Jean-Claude (Patrick Chesnais) is a sad, grey man, unhappy in his work and unhappy in love. (He's divorced.) He shares his office with his son who desperately wants to leave the business but instead retreats to a home packed with plants. His PA confesses that she has so messed up her life that all she has is her dog.
Ordered by his doctor to take up a physical activity, Jean-Claude joins a tango class where he falls for Francoise (Anne Consigny). Francoise falls for him, too, despite her impending marriage to her loser would-be author boyfriend (Lionel Abelanski).
Jean-Claude and Francoise seem to be on a tentative path to some kind of happiness when Jean-Claude learns that Francoise is engaged. Shocked and hurt, he retreats deeper into his shell. Then the death of his father (Georges Wilson) - a pathetic old man whose inability to express love for anyone has left him isolated and bitter - forces Jean-Claude to confront the emptiness of his own life. He returns to the tango class, takes Francoise in his arms and dances with her.
That's it. Yet this tale of misery and emptiness is one of the most feel-good movies I've seen in a long while. 'Here,' it says, 'your life can be sad and empty but you can change it by allowing the possibility of the redemptive quality of love.' There's no sex, no grand passion - all that is offered is that two people might dance together. And that's enough.
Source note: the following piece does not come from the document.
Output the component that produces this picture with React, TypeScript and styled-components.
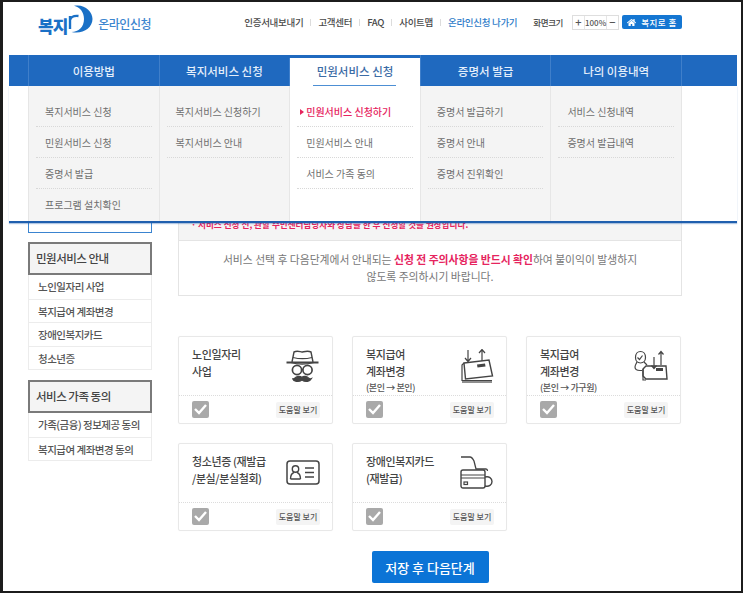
import React from 'react';
import styled, { createGlobalStyle } from 'styled-components';
import { FaHome } from 'react-icons/fa';

const GlobalStyle = createGlobalStyle`
  html, body {
    margin: 0;
    padding: 0;
    background: #fff;
  }
  body {
    font-family: "Noto Sans CJK KR", "Noto Sans", sans-serif;
  }
`;

const Frame = styled.div`
  position: relative;
  box-sizing: border-box;
  width: 743px;
  height: 593px;
  border-style: solid;
  border-color: #1c1c1c;
  border-width: 2px 2px 2px 3px;
  overflow: hidden;
  background: #fff;
`;

const Header = styled.header`
  display: flex;
  align-items: center;
  height: 53px;
  padding: 0 59px 13px 35px;
  box-sizing: border-box;
`;

const Logo = styled.div`
  display: flex;
  align-items: center;
  color: #1a70c6;
`;

const LogoMark = styled.span`
  font-size: 17px;
  font-weight: 900;
  letter-spacing: -1px;
  line-height: 1;
  margin-top: 7px;
`;

const LogoName = styled.span`
  font-size: 12px;
  font-weight: 500;
  letter-spacing: -0.5px;
  margin-left: 5px;
  margin-top: 3px;
  color: #3d86cf;
`;

const Util = styled.nav`
  display: flex;
  align-items: center;
  margin-left: auto;
`;

const UtilLink = styled.a<{ $accent?: boolean }>`
  display: flex;
  align-items: center;
  font-size: 9.5px;
  font-weight: 500;
  letter-spacing: -0.3px;
  color: ${({ $accent }) => ($accent ? '#2f7cc9' : '#4a4a4a')};

  &:not(:first-child)::before {
    content: '';
    width: 1px;
    height: 7px;
    margin: 0 7px;
    background: #dcdcdc;
  }
`;

const ZoomLabel = styled.span`
  font-size: 8.5px;
  font-weight: 500;
  letter-spacing: -0.4px;
  color: #444;
  margin-left: 16px;
`;

const ZoomBox = styled.div`
  display: flex;
  align-items: center;
  height: 13px;
  margin-left: 9px;
  border: 1px solid #dedede;
  font-size: 8px;
  font-weight: 500;
  color: #555;
`;

const ZoomStep = styled.span`
  width: 11px;
  text-align: center;
  font-size: 11px;
  line-height: 13px;
`;

const ZoomValue = styled.span`
  width: 21px;
  text-align: center;
  line-height: 13px;
  border-left: 1px solid #e6e6e6;
  border-right: 1px solid #e6e6e6;
`;

const HomeButton = styled.a`
  display: flex;
  align-items: center;
  justify-content: center;
  gap: 5px;
  width: 60px;
  height: 14px;
  margin-left: 3px;
  border-radius: 2px;
  background: #1476d2;
  color: #fff;
  font-size: 8.5px;
  font-weight: 500;
  letter-spacing: 0.5px;
`;

const Nav = styled.div`
  position: relative;
  z-index: 2;
  margin: 0 4px 0 6px;
`;

const TabBar = styled.div`
  display: flex;
  height: 31px;
  padding: 0 55px 0 19px;
  background: #1f69bf;
`;

const Tab = styled.div<{ $active?: boolean }>`
  position: relative;
  box-sizing: border-box;
  flex: 1 1 0;
  display: flex;
  align-items: center;
  justify-content: center;
  font-size: 11.5px;
  font-weight: 500;
  border-left: 1px solid #3f7fca;
  color: ${({ $active }) => ($active ? '#3c6ca6' : '#e4eefa')};
  background: ${({ $active }) => ($active ? '#fff' : 'transparent')};
  margin-top: ${({ $active }) => ($active ? '3px' : '0')};
  padding-bottom: ${({ $active }) => ($active ? '3px' : '0')};

  &:last-child {
    border-right: 1px solid #3f7fca;
  }

  ${({ $active }) =>
    $active &&
    `&::after {
      content: '';
      position: absolute;
      left: 23px;
      right: 24px;
      bottom: 0;
      height: 1.5px;
      background: #4d8fd4;
    }`}
`;

const Mega = styled.div`
  position: absolute;
  top: 100%;
  left: 0;
  right: 0;
  height: 135px;
  display: flex;
  padding: 0 55px 0 19px;
  background: #fff;
  border-bottom: 2px solid #1f5fae;
  box-shadow: 0 1px 1px rgba(31, 95, 174, 0.35);
`;

const MegaColumn = styled.ul<{ $active?: boolean }>`
  box-sizing: border-box;
  flex: 1 1 0;
  margin: 0;
  padding: 10px 7px 0;
  list-style: none;
  background: ${({ $active }) => ($active ? '#fff' : '#f4f4f4')};
  border-left: 1px solid #e6e6e6;

  &:last-child {
    border-right: 1px solid #e6e6e6;
  }
`;

const MegaItem = styled.li<{ $active?: boolean; $plain?: boolean }>`
  position: relative;
  height: 31px;
  box-sizing: border-box;
  padding-left: 9px;
  font-size: 10px;
  line-height: 32px;
  color: ${({ $active }) => ($active ? '#e6245e' : '#6e6e6e')};
  font-weight: ${({ $active }) => ($active ? 500 : 400)};
  border-bottom: ${({ $plain }) => ($plain ? 'none' : '1px dotted #d8d8d8')};

  ${({ $active }) =>
    $active &&
    `&::before {
      content: '';
      position: absolute;
      left: 3px;
      top: 13px;
      border-left: 4px solid #e6245e;
      border-top: 3px solid transparent;
      border-bottom: 3px solid transparent;
    }`}
`;

const Body = styled.div`
  display: flex;
  gap: 26px;
  padding: 114px 0 0 25px;
`;

const Sidebar = styled.aside`
  display: flex;
  flex-direction: column;
  width: 124px;
  flex: none;
`;

const CurrentBox = styled.div`
  height: 33px;
  box-sizing: border-box;
  border: 1.5px solid #3a84d0;
  margin-bottom: 9px;
`;

const SideTitle = styled.div`
  box-sizing: border-box;
  height: 33px;
  padding-left: 6px;
  border: 2px solid #7a7a7a;
  background: #f4f4f4;
  font-size: 11.5px;
  font-weight: 500;
  letter-spacing: -0.5px;
  line-height: 29px;
  color: #444;
`;

const SideList = styled.ul`
  margin: 0 0 10px;
  padding: 0;
  list-style: none;
  border: 1px solid #ececec;
  border-top: none;
`;

const SideItem = styled.li`
  height: 23.5px;
  box-sizing: border-box;
  padding-left: 9px;
  font-size: 10.5px;
  font-weight: 500;
  letter-spacing: -0.5px;
  line-height: 23px;
  color: #555;

  & + & {
    border-top: 1px solid #ececec;
  }
`;

const Main = styled.main`
  width: 504px;
  flex: none;
`;

const Notice = styled.section`
  border: 1px solid #e4e4e4;
`;

const NoticeHead = styled.div`
  height: 40px;
  box-sizing: border-box;
  padding: 18px 0 0 12px;
  background: #f4f4f4;
  border-bottom: 1px solid #e4e4e4;
  font-size: 8.6px;
  font-weight: 700;
  line-height: 11px;
  color: #e6245e;
`;

const NoticeBody = styled.p`
  margin: 0;
  height: 54px;
  box-sizing: border-box;
  padding-top: 10px;
  text-align: center;
  font-size: 10.8px;
  line-height: 17px;
  color: #777;

  strong {
    color: #e6245e;
    font-weight: 700;
  }
`;

const CardGrid = styled.div`
  display: grid;
  grid-template-columns: repeat(3, 155px);
  gap: 19px;
  margin-top: 40px;
`;

const Card = styled.article`
  box-sizing: border-box;
  height: 88px;
  border: 1px solid #e8e8e8;
  border-radius: 2px;
  box-shadow: 0 0 1px rgba(0, 0, 0, 0.06);
`;

const CardBody = styled.div`
  display: flex;
  align-items: center;
  justify-content: space-between;
  height: 58px;
  padding: 0 12px 0 13px;
  border-bottom: 1px dotted #dcdcdc;
`;

const CardText = styled.div`
  align-self: flex-start;
  padding-top: 9px;
`;

const CardTitle = styled.div`
  font-size: 11px;
  font-weight: 500;
  letter-spacing: -0.4px;
  line-height: 17px;
  color: #444;
  white-space: nowrap;
`;

const CardNote = styled.div`
  font-size: 9px;
  font-weight: 500;
  letter-spacing: -0.4px;
  line-height: 15px;
  color: #555;
`;

const CardFoot = styled.div`
  display: flex;
  align-items: center;
  justify-content: space-between;
  height: 27px;
  padding: 0 12px 0 13px;
`;

const Check = styled.span`
  display: flex;
  align-items: center;
  justify-content: center;
  width: 17px;
  height: 17px;
  border-radius: 2px;
  background: #a9a9a9;
`;

const HelpButton = styled.button`
  height: 16px;
  width: 44px;
  padding: 0;
  border: none;
  border-radius: 2px;
  background: #f4f4f4;
  font-family: inherit;
  font-size: 8px;
  font-weight: 500;
  color: #555;
`;

const Actions = styled.div`
  display: flex;
  justify-content: center;
  margin-top: 20px;
`;

const SaveButton = styled.button`
  width: 117px;
  height: 32px;
  border: none;
  border-radius: 2px;
  background: #0b74d6;
  color: #fff;
  font-family: inherit;
  font-size: 13px;
  font-weight: 500;
`;

const LogoArc = () => (
  <svg width="26" height="30" viewBox="0 0 26 30" style={{ marginTop: -4 }}>
    <path d="M7 .8C17-1.500 25.500 6 25.500 14c0 9-10 15.500-21 13 7 0 12.500-5 12.500-13C17 7 13 2.500 7 .8Z" fill="#1a70c6" />
    <path d="M3 11v13M3 15c1-3 4-4.500 8.500-4" fill="none" stroke="#1a70c6" strokeWidth="2.400" />
  </svg>
);

const iconProps = {
  width: 34,
  height: 34,
  viewBox: '0 0 34 34',
  fill: 'none',
  stroke: '#444',
  strokeWidth: 1.2,
};

const HatIcon = () => (
  <svg {...iconProps}>
    <path d="M6 13 8 3c3-1.500 5-.5 8 0 3-.5 6-1.500 9 0L27 13" strokeWidth="1.400" />
    <path d="M7 8.500c6 1.500 13 1.500 19 0" />
    <path d="M0.500 13.500h32" strokeWidth="1.800" />
    <path d="M5 13.500c7 2 15 2 23 0" />
    <circle cx="11" cy="21" r="4.600" strokeWidth="1.700" />
    <circle cx="21.500" cy="21" r="4.600" strokeWidth="1.700" />
    <path d="M15.600 20.500h1.400" />
    <path d="M16 28.500c-2-2-6-1-7 .5-1 1-2 1-2.500.5 1 3 6 4 9.500 1.500 3.500 2.500 8 1.500 9.500-1.500-1 .5-2 .5-3-.5-1-1.500-5-2.500-6.500-.5Z" fill="#444" />
  </svg>
);

const MailIcon = () => (
  <svg {...iconProps}>
    <path d="M8 1v11M5 9l3 3.500L11 9M22 12V1M19 4l3-3.500L25 4" />
    <path d="M4 14 29 11l3.500 16-27 3Z" strokeWidth="1.400" />
    <path d="M4 14 2 16v15.500h30" />
    <path d="M2 33h30" />
    <path d="M17 15.500l8-1 .5 3-8 1Z" fill="#444" stroke="none" />
  </svg>
);

const PersonMailIcon = () => (
  <svg {...iconProps}>
    <path d="M6.500 2.500c3 0 5 2.500 5 6 0 3-2 5.500-5 5.500s-5-2.500-5-5.500c0-3.500 2-6 5-6Z" />
    <path d="M3.500 8.500l2 2 3-4" />
    <path d="M3 13c-1 2-2 3-2 5s2 3.500 5 3.500h2M10 13l3 3" />
    <path d="M20 8v11M17.500 16.500 20 19.500l2.500-3M27 16V3M24.500 5.500 27 2.500l2.500 3" />
    <path d="M9 20 12 17h20l1 13H12l-3-3Z" strokeWidth="1.400" />
    <path d="M9 20v11h3" />
    <path d="M22 19h7v3h-7Z" fill="#444" stroke="none" />
  </svg>
);

const IdIcon = () => (
  <svg {...iconProps}>
    <rect x="1" y="5" width="32" height="23" rx="3" strokeWidth="1.500" />
    <circle cx="9.500" cy="13" r="3.200" strokeWidth="1.400" />
    <path d="M4.500 23c0-4 2-6 3.500-6.500M14.500 23c0-4-2-6-3.500-6.500M4.500 23h10" strokeWidth="1.400" />
    <path d="M19 12h9M19 16.500h9M19 21h9" strokeWidth="1.400" />
  </svg>
);

const WheelCardIcon = () => (
  <svg {...iconProps}>
    <path d="M1 1h9c2 0 3 2 4 4l2 8h10c1 0 1.500 1 1.500 2" strokeWidth="1.300" />
    <rect x="1" y="14" width="24" height="18" rx="2" strokeWidth="1.400" />
    <path d="M1 19h24M1 22h24" />
    <rect x="4" y="26" width="3.500" height="2.500" />
    <path d="M25 21c4-1 7 1 7 4.500S29 31 25 30" strokeWidth="1.400" />
  </svg>
);

const CheckMark = () => (
  <svg width="13" height="11" viewBox="0 0 13 11" fill="none" stroke="#fff" strokeWidth="2.400">
    <path d="M1 5l4 4 7-8" />
  </svg>
);

const tabs = ['이용방법', '복지서비스 신청', '민원서비스 신청', '증명서 발급', '나의 이용내역'];

const megaColumns = [
  ['복지서비스 신청', '민원서비스 신청', '증명서 발급', '프로그램 설치확인'],
  ['복지서비스 신청하기', '복지서비스 안내'],
  ['민원서비스 신청하기', '민원서비스 안내', '서비스 가족 동의'],
  ['증명서 발급하기', '증명서 안내', '증명서 진위확인'],
  ['서비스 신청내역', '증명서 발급내역'],
];

const sideGroups = [
  { title: '민원서비스 안내', items: ['노인일자리 사업', '복지급여 계좌변경', '장애인복지카드', '청소년증'] },
  { title: '서비스 가족 동의', items: ['가족(금융) 정보제공 동의', '복지급여 계좌변경 동의'] },
];

const cards = [
  { title: ['노인일자리', '사업'], icon: <HatIcon /> },
  { title: ['복지급여', '계좌변경'], note: '(본인 → 본인)', icon: <MailIcon /> },
  { title: ['복지급여', '계좌변경'], note: '(본인 → 가구원)', icon: <PersonMailIcon /> },
  { title: ['청소년증 (재발급', '/분실/분실철회)'], icon: <IdIcon /> },
  { title: ['장애인복지카드', '(재발급)'], icon: <WheelCardIcon /> },
];

export default function App() {
  return (
    <Frame>
      <GlobalStyle />
      <Header>
        <Logo>
          <LogoMark>복지</LogoMark>
          <LogoArc />
          <LogoName>온라인신청</LogoName>
        </Logo>
        <Util>
          <UtilLink>인증서내보내기</UtilLink>
          <UtilLink>고객센터</UtilLink>
          <UtilLink>FAQ</UtilLink>
          <UtilLink>사이트맵</UtilLink>
          <UtilLink $accent>온라인신청 나가기</UtilLink>
          <ZoomLabel>화면크기</ZoomLabel>
          <ZoomBox>
            <ZoomStep>+</ZoomStep>
            <ZoomValue>100%</ZoomValue>
            <ZoomStep>−</ZoomStep>
          </ZoomBox>
          <HomeButton>
            <FaHome size={9} />
            복지로 홈
          </HomeButton>
        </Util>
      </Header>

      <Nav>
        <TabBar>
          {tabs.map((tab, i) => (
            <Tab key={tab} $active={i === 2}>
              {tab}
            </Tab>
          ))}
        </TabBar>
        <Mega>
          {megaColumns.map((items, c) => (
            <MegaColumn key={c} $active={c === 2}>
              {items.map((item, i) => (
                <MegaItem key={item} $active={c === 2 && i === 0} $plain={item === '프로그램 설치확인'}>
                  {item}
                </MegaItem>
              ))}
            </MegaColumn>
          ))}
        </Mega>
      </Nav>

      <Body>
        <Sidebar>
          <CurrentBox />
          {sideGroups.map((group) => (
            <div key={group.title}>
              <SideTitle>{group.title}</SideTitle>
              <SideList>
                {group.items.map((item) => (
                  <SideItem key={item}>{item}</SideItem>
                ))}
              </SideList>
            </div>
          ))}
        </Sidebar>

        <Main>
          <Notice>
            <NoticeHead>· 서비스 신청 전, 관할 주민센터담당자와 상담을 한 후 신청할 것을 권장합니다.</NoticeHead>
            <NoticeBody>
              서비스 선택 후 다음단계에서 안내되는 <strong>신청 전 주의사항을 반드시 확인</strong>하여 불이익이 발생하지
              <br />
              않도록 주의하시기 바랍니다.
            </NoticeBody>
          </Notice>

          <CardGrid>
            {cards.map((card, i) => (
              <Card key={i}>
                <CardBody>
                  <CardText>
                    {card.title.map((line) => (
                      <CardTitle key={line}>{line}</CardTitle>
                    ))}
                    {card.note && <CardNote>{card.note}</CardNote>}
                  </CardText>
                  {card.icon}
                </CardBody>
                <CardFoot>
                  <Check>
                    <CheckMark />
                  </Check>
                  <HelpButton>도움말 보기</HelpButton>
                </CardFoot>
              </Card>
            ))}
          </CardGrid>

          <Actions>
            <SaveButton>저장 후 다음단계</SaveButton>
          </Actions>
        </Main>
      </Body>
    </Frame>
  );
}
And it's funny. Laugh out loud funny. Like the moment when Jean-Claude plucks up the courage to buy Francoise a perfume and spends ages with a sales assistant choosing the right one, only to be told that his choice is called 'Intense Passion.' 'Would you have the same scent but with a different name?' he asks.
It is a film in which the quality of the silences and the tiniest changes of expression say more than a thousand lines. The most important moments have no dialogue and, when people do speak, they use words banally to hide their feelings. Sat in his car in the pouring rain, Jean-Claude and Francoise move toward their first (and only) kiss via a conversation about the relative merits of French and foreign cars. Patrick Chesnais's brooding, craggy gloom and Anne Consigny's extraordinarily mobile face with its bewitching half-smile are ideally suited to this sort of thing and the other characters, too, are well cast, finding something to humanise even the most unsympathetic of them.
Given the importance of tango to the film, it is a shame that the only professional tango shown is, at best, mediocre. Perhaps that's deliberate because it is the technically inept but passionately committed tangos of the students in the tango class that best capture the soul of the dance. Still, it's unfortunate that when the school make a trip to the theatre to see a performance, it is quite so poor.
Overall, though, this is French cinema at its best: thoughtful and intelligent but unpretentious and, in the end, joyous. The sub-titling is good enough to carry the dialogue (though a smattering of French will make it more fun). This is definitely a film worth braving the foreign-language movie ghetto for.